→ **Aim**
Scan the data beneath this task and copy each line that includes "components".

→ **Information shown**
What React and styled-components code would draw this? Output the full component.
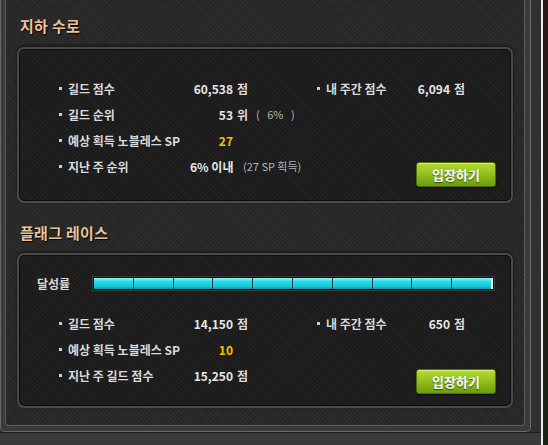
import React from 'react'
import styled, { createGlobalStyle } from 'styled-components'

const GlobalStyle = createGlobalStyle`
  html, body {
    margin: 0;
    padding: 0;
    background: #1a1a1a;
  }
  body {
    font-family: "Noto Sans CJK KR", "Noto Sans", sans-serif;
    -webkit-font-smoothing: antialiased;
  }
`

const texture = `
  repeating-linear-gradient(45deg, rgba(255,255,255,0.025) 0 1px, transparent 1px 3px),
  repeating-linear-gradient(-45deg, rgba(0,0,0,0.12) 0 1px, transparent 1px 3px)
`

const Page = styled.div`
  display: flex;
  width: 548px;
  height: 445px;
  overflow: hidden;
`

const LeftCol = styled.div`
  display: flex;
  flex-direction: column;
  width: 541px;
`

const FrameRow = styled.div`
  display: flex;
  height: 432px;
  background: #303030;
`

const Frame = styled.div`
  width: 531px;
  box-sizing: border-box;
  border: 1px solid #6a6a6a;
  border-top: none;
  border-radius: 0 0 5px 5px;
  padding: 0 5px 5px 4px;
  background: #3a3a3a;
`

const Inner = styled.div`
  display: flow-root;
  height: 100%;
  box-sizing: border-box;
  border: 1px solid #5c5c5c;
  border-top: none;
  border-radius: 0 0 4px 4px;
  padding: 0 0 0 11px;
  background-color: #292929;
  background-image: ${texture};
`

const BottomStrip = styled.div`
  flex: 1;
  background: #3a3a3a;
  border-top: 1px solid #1e1e1e;
`

const WhiteLine = styled.div`
  width: 2px;
  background: #ececec;
`

const Outside = styled.div`
  flex: 1;
  background: linear-gradient(#2a1a18, #1c2418);
`

const Title = styled.h2`
  margin: ${p => p.$top}px 0 0 3px;
  height: 18px;
  line-height: 18px;
  font-size: 15px;
  font-weight: 700;
  color: #e9c39b;
  text-shadow: 1px 1px 1px #000;
  letter-spacing: 0.3px;
`

const Panel = styled.div`
  box-sizing: border-box;
  width: 496px;
  height: ${p => p.$h}px;
  margin-top: ${p => p.$top}px;
  border: 2px solid #4a4a4a;
  border-radius: 7px;
  background-color: #1d1d1d;
  background-image: ${texture};
  box-shadow: inset 0 0 0 1px #0b0b0b, 0 -1px 3px rgba(0, 0, 0, 0.6);
  padding: ${p => p.$pad}px 15px 0 40px;
`

const StatGrid = styled.div`
  display: grid;
  grid-template-columns: 258px 1fr;
  grid-auto-rows: 26px;
  margin-top: ${p => p.$top || 0}px;
`

const Stat = styled.div`
  display: flex;
  align-items: center;
  height: 26px;
  color: #dadada;
  font-size: 12px;
  font-weight: 700;
  white-space: nowrap;
`

const Bullet = styled.span`
  width: 3px;
  height: 3px;
  background: #cfcfcf;
  margin-right: 6px;
  flex-shrink: 0;
`

const Label = styled.span`
  width: ${p => p.$w}px;
`

const Num = styled.span`
  width: ${p => p.$w}px;
  text-align: right;
  font-size: 12px;
  color: ${p => (p.$gold ? '#f2c200' : '#e6e6e6')};
`

const Unit = styled.span`
  margin-left: 4px;
  color: #dcdcdc;
`

const Note = styled.span`
  margin-left: ${p => p.$gap}px;
  font-weight: 400;
  color: #b4b4b4;
  font-size: 11px;
  word-spacing: ${p => p.$ws || 0}px;
`

const ButtonCell = styled.div`
  grid-column: 2;
  display: flex;
  justify-content: flex-end;
  padding-top: ${p => p.$top}px;
`

const EnterButton = styled.button`
  width: 80px;
  height: 25px;
  border: 1px solid #4f6e08;
  border-radius: 3px;
  background: linear-gradient(#b5dc34, #8fbf1c 50%, #6f9c0d);
  box-shadow: inset 0 1px 0 #d4f070, 0 1px 1px rgba(0, 0, 0, 0.7);
  color: #fff;
  font-family: inherit;
  font-size: 13px;
  font-weight: 700;
  text-shadow: 0 1px 1px rgba(0, 0, 0, 0.6);
  padding: 0;
  cursor: pointer;
`

const ProgressRow = styled.div`
  display: flex;
  align-items: center;
  margin-left: -22px;
  height: 13px;
  color: #dadada;
  font-size: 12px;
  font-weight: 700;
`

const ProgressLabel = styled.span`
  width: 56px;
`

const Bar = styled.div`
  display: flex;
  width: 401px;
  height: 13px;
  box-sizing: border-box;
  border: 1px solid #0a0a0a;
  box-shadow: 0 0 0 1px #3c3c3c;
  background: #0a0a0a;
`

const Segment = styled.div`
  flex: 1;
  border-right: 1px solid #0b3c44;
  background: linear-gradient(#8ff6fb, #29dcea 30%, #19c8d8 75%, #0e9aa8);
  &:last-child {
    border-right: 2px solid #e8ffff;
  }
`

const ROWS_A = [
  ['길드 점수', '60,538', '점', null, false],
  ['길드 순위', '53', '위', '( 6% )', false],
  ['예상 획득 노블레스 SP', '27', null, null, true],
  ['지난 주 순위', '6% 이내', null, '(27 SP 획득)', false],
]

const ROWS_B = [
  ['길드 점수', '14,150', '점'],
  ['예상 획득 노블레스 SP', '10', null, true],
  ['지난 주 길드 점수', '15,250', '점'],
]

const LeftStat = ({ label, value, unit, note, gold }) => (
  <Stat>
    <Bullet />
    <Label $w={122}>{label}</Label>
    <Num $w={43} $gold={gold}>{value}</Num>
    {unit && <Unit>{unit}</Unit>}
    {note && (
      <Note $gap={unit ? 8 : 10} $ws={unit ? 5 : 0}>
        {note}
      </Note>
    )}
  </Stat>
)

const RightStat = ({ value }) => (
  <Stat>
    <Bullet />
    <Label $w={79}>내 주간 점수</Label>
    <Num $w={45}>{value}</Num>
    <Unit>점</Unit>
  </Stat>
)

export default function App() {
  return (
    <Page>
      <GlobalStyle />
      <LeftCol>
        <FrameRow>
          <Frame>
            <Inner>
              <Title $top={17}>지하 수로</Title>
              <Panel $h={156} $top={12} $pad={26}>
                <StatGrid>
                  <LeftStat label={ROWS_A[0][0]} value={ROWS_A[0][1]} unit={ROWS_A[0][2]} />
                  <RightStat value="6,094" />
                  {ROWS_A.slice(1).map(([label, value, unit, note, gold], i) => (
                    <React.Fragment key={label}>
                      <LeftStat label={label} value={value} unit={unit} note={note} gold={gold} />
                      {i === 2 ? (
                        <ButtonCell $top={9}>
                          <EnterButton>입장하기</EnterButton>
                        </ButtonCell>
                      ) : (
                        <div />
                      )}
                    </React.Fragment>
                  ))}
                </StatGrid>
              </Panel>

              <Title $top={21}>플래그 레이스</Title>
              <Panel $h={155} $top={11} $pad={22}>
                <ProgressRow>
                  <ProgressLabel>달성률</ProgressLabel>
                  <Bar>
                    {Array.from({ length: 10 }).map((_, i) => (
                      <Segment key={i} />
                    ))}
                  </Bar>
                </ProgressRow>
                <StatGrid $top={20}>
                  <LeftStat label={ROWS_B[0][0]} value={ROWS_B[0][1]} unit={ROWS_B[0][2]} />
                  <RightStat value="650" />
                  <LeftStat label={ROWS_B[1][0]} value={ROWS_B[1][1]} gold />
                  <div />
                  <LeftStat label={ROWS_B[2][0]} value={ROWS_B[2][1]} unit={ROWS_B[2][2]} />
                  <ButtonCell $top={7}>
                    <EnterButton>입장하기</EnterButton>
                  </ButtonCell>
                </StatGrid>
              </Panel>
            </Inner>
          </Frame>
        </FrameRow>
        <BottomStrip />
      </LeftCol>
      <WhiteLine />
      <Outside />
    </Page>
  )
}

→ **Finished answer**
What React and styled-components code would draw this? Output the full component.
import styled, { createGlobalStyle } from 'styled-components'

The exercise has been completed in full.